## Entries supplied
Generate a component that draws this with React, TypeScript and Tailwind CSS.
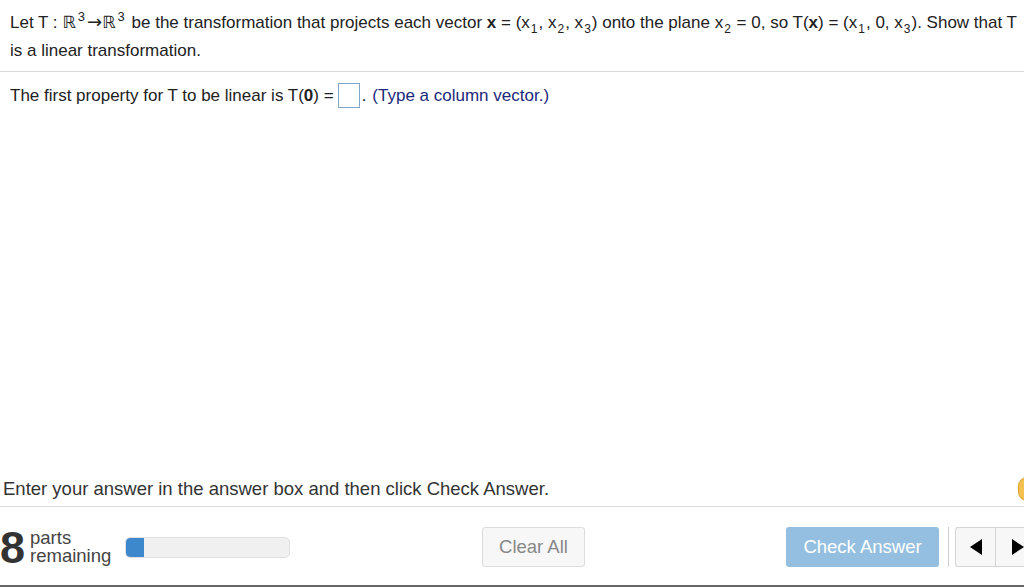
import React from "react";

function Sub({ children }: { children: React.ReactNode }) {
  return <span className="text-[12px] leading-none align-[-5px] mx-[1px]">{children}</span>;
}

function Sup({ children }: { children: React.ReactNode }) {
  return <span className="text-[13px] leading-none align-[7px] mx-[2px]">{children}</span>;
}

function Reals() {
  return (
    <span className="text-[17px] leading-none" style={{ fontFamily: '"DejaVu Sans", sans-serif' }}>
      ℝ
    </span>
  );
}

export default function App() {
  return (
    <div
      className="w-[1024px] h-[587px] bg-white overflow-hidden flex flex-col text-[#222]"
      style={{ fontFamily: '"Liberation Sans", Arial, sans-serif' }}
    >
      {/* question */}
      <div className="pl-[10px] pr-[2px] pt-[9px] text-[17px] leading-[28px] h-[71px]">
        Let T : <Reals />
        <Sup>3</Sup>
        <span className="text-[18px] leading-none" style={{ fontFamily: '"DejaVu Sans", sans-serif' }}>
          →
        </span>
        <Reals />
        <Sup>3</Sup> be the transformation that projects each vector <b>x</b> = (x<Sub>1</Sub>, x<Sub>2</Sub>, x
        <Sub>3</Sub>) onto the plane x<Sub>2</Sub> = 0, so T(<b>x</b>) = (x<Sub>1</Sub>, 0, x<Sub>3</Sub>). Show that T is a
        linear transformation.
      </div>
      <div className="h-px bg-[#d9d9d9]" />

      {/* work area */}
      <div className="flex-1 px-[10px] pt-[11px]">
        <div className="flex items-center text-[17px]">
          <span>
            The first property for T to be linear is T(<b>0</b>) =
          </span>
          <span className="ml-[4px] w-[22px] h-[25px] border border-[#7fa7c9] bg-white" />
          <span className="ml-[2px]">.</span>
          <span className="ml-[6px] text-[#1b2a7a]">(Type a column vector.)</span>
        </div>
      </div>

      {/* instruction */}
      <div className="relative flex items-center h-[34px] px-[3px] text-[18.5px] text-[#333]">
        Enter your answer in the answer box and then click Check Answer.
        <span className="absolute right-[-12px] top-[5px] w-[18px] h-[24px] rounded-full bg-[#f5c252] border border-[#d9a030]" />
      </div>
      <div className="h-px bg-[#d9d9d9]" />

      {/* footer */}
      <div className="flex items-center h-[78px] pt-[2px]">
        <div className="flex items-center w-[482px]">
          <span className="text-[45px] font-bold leading-none text-[#333]">8</span>
          <div className="ml-[5px] text-[18.5px] leading-[18px] text-[#444] flex flex-col">
            <span>parts</span>
            <span>remaining</span>
          </div>
          <div className="ml-[14px] w-[165px] h-[21px] rounded-[5px] bg-[#f0f0f0] border border-[#e0e0e0] overflow-hidden">
            <div className="w-[18px] h-full bg-[#3d87cc] rounded-l-[4px]" />
          </div>
        </div>
        <button className="w-[103px] h-[40px] rounded-[3px] border border-[#dcdcdc] bg-[#f7f7f7] text-[18.5px] text-[#888]">
          Clear All
        </button>
        <div className="flex-1" />
        <button className="w-[153px] h-[40px] rounded-[3px] bg-[#95bfe0] text-[18.5px] text-white">
          Check Answer
        </button>
        <div className="ml-[9px] w-px h-[40px] bg-[#cfcfcf]" />
        <div className="ml-[6px] flex h-[40px] w-[69px] border border-[#d5d5d5] border-r-0 rounded-l-[3px] bg-[#f7f7f7] overflow-hidden">
          <div className="w-[45px] flex items-center justify-center border-r border-[#d5d5d5]">
            <svg width="12" height="16" viewBox="0 0 12 16">
              <path d="M12 0 L0 8 L12 16 Z" fill="#000" />
            </svg>
          </div>
          <div className="flex-1 flex items-center pl-[16px]">
            <svg width="12" height="16" viewBox="0 0 12 16">
              <path d="M0 0 L12 8 L0 16 Z" fill="#000" />
            </svg>
          </div>
        </div>
      </div>
      <div className="h-[2px] bg-[#666]" />
    </div>
  );
}
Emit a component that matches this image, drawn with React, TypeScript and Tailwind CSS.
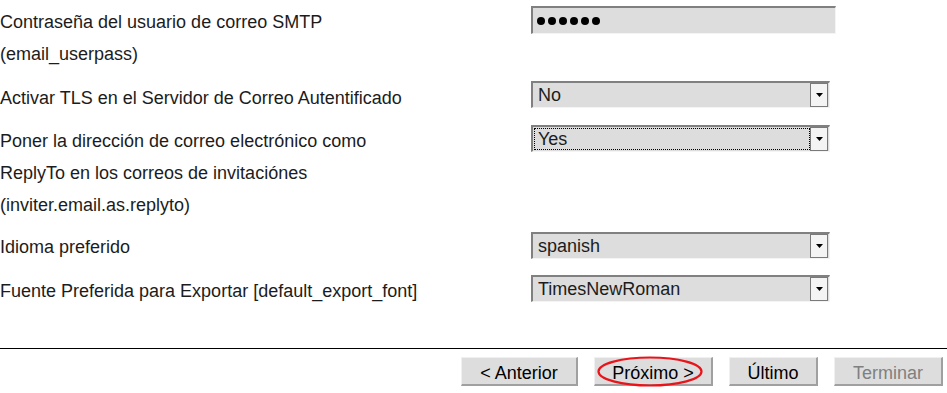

## The task
Reproduce each record above by retyping it exactly; omit all images.

## Finished exercise
Generate a component that draws this with React, TypeScript and Tailwind CSS.
import React from "react";

function Sub({ children }: { children: React.ReactNode }) {
  return <span className="text-[12px] leading-none align-[-5px] mx-[1px]">{children}</span>;
}

function Sup({ children }: { children: React.ReactNode }) {
  return <span className="text-[13px] leading-none align-[7px] mx-[2px]">{children}</span>;
}

function Reals() {
  return (
    <span className="text-[17px] leading-none" style={{ fontFamily: '"DejaVu Sans", sans-serif' }}>
      ℝ
    </span>
  );
}

export default function App() {
  return (
    <div
      className="w-[1024px] h-[587px] bg-white overflow-hidden flex flex-col text-[#222]"
      style={{ fontFamily: '"Liberation Sans", Arial, sans-serif' }}
    >
      {/* question */}
      <div className="pl-[10px] pr-[2px] pt-[9px] text-[17px] leading-[28px] h-[71px]">
        Let T : <Reals />
        <Sup>3</Sup>
        <span className="text-[18px] leading-none" style={{ fontFamily: '"DejaVu Sans", sans-serif' }}>
          →
        </span>
        <Reals />
        <Sup>3</Sup> be the transformation that projects each vector <b>x</b> = (x<Sub>1</Sub>, x<Sub>2</Sub>, x
        <Sub>3</Sub>) onto the plane x<Sub>2</Sub> = 0, so T(<b>x</b>) = (x<Sub>1</Sub>, 0, x<Sub>3</Sub>). Show that T is a
        linear transformation.
      </div>
      <div className="h-px bg-[#d9d9d9]" />

      {/* work area */}
      <div className="flex-1 px-[10px] pt-[11px]">
        <div className="flex items-center text-[17px]">
          <span>
            The first property for T to be linear is T(<b>0</b>) =
          </span>
          <span className="ml-[4px] w-[22px] h-[25px] border border-[#7fa7c9] bg-white" />
          <span className="ml-[2px]">.</span>
          <span className="ml-[6px] text-[#1b2a7a]">(Type a column vector.)</span>
        </div>
      </div>

      {/* instruction */}
      <div className="relative flex items-center h-[34px] px-[3px] text-[18.5px] text-[#333]">
        Enter your answer in the answer box and then click Check Answer.
        <span className="absolute right-[-12px] top-[5px] w-[18px] h-[24px] rounded-full bg-[#f5c252] border border-[#d9a030]" />
      </div>
      <div className="h-px bg-[#d9d9d9]" />

      {/* footer */}
      <div className="flex items-center h-[78px] pt-[2px]">
        <div className="flex items-center w-[482px]">
          <span className="text-[45px] font-bold leading-none text-[#333]">8</span>
          <div className="ml-[5px] text-[18.5px] leading-[18px] text-[#444] flex flex-col">
            <span>parts</span>
            <span>remaining</span>
          </div>
          <div className="ml-[14px] w-[165px] h-[21px] rounded-[5px] bg-[#f0f0f0] border border-[#e0e0e0] overflow-hidden">
            <div className="w-[18px] h-full bg-[#3d87cc] rounded-l-[4px]" />
          </div>
        </div>
        <button className="w-[103px] h-[40px] rounded-[3px] border border-[#dcdcdc] bg-[#f7f7f7] text-[18.5px] text-[#888]">
          Clear All
        </button>
        <div className="flex-1" />
        <button className="w-[153px] h-[40px] rounded-[3px] bg-[#95bfe0] text-[18.5px] text-white">
          Check Answer
        </button>
        <div className="ml-[9px] w-px h-[40px] bg-[#cfcfcf]" />
        <div className="ml-[6px] flex h-[40px] w-[69px] border border-[#d5d5d5] border-r-0 rounded-l-[3px] bg-[#f7f7f7] overflow-hidden">
          <div className="w-[45px] flex items-center justify-center border-r border-[#d5d5d5]">
            <svg width="12" height="16" viewBox="0 0 12 16">
              <path d="M12 0 L0 8 L12 16 Z" fill="#000" />
            </svg>
          </div>
          <div className="flex-1 flex items-center pl-[16px]">
            <svg width="12" height="16" viewBox="0 0 12 16">
              <path d="M0 0 L12 8 L0 16 Z" fill="#000" />
            </svg>
          </div>
        </div>
      </div>
      <div className="h-[2px] bg-[#666]" />
    </div>
  );
}
Emit a component that matches this image, drawn with React, TypeScript and Tailwind CSS.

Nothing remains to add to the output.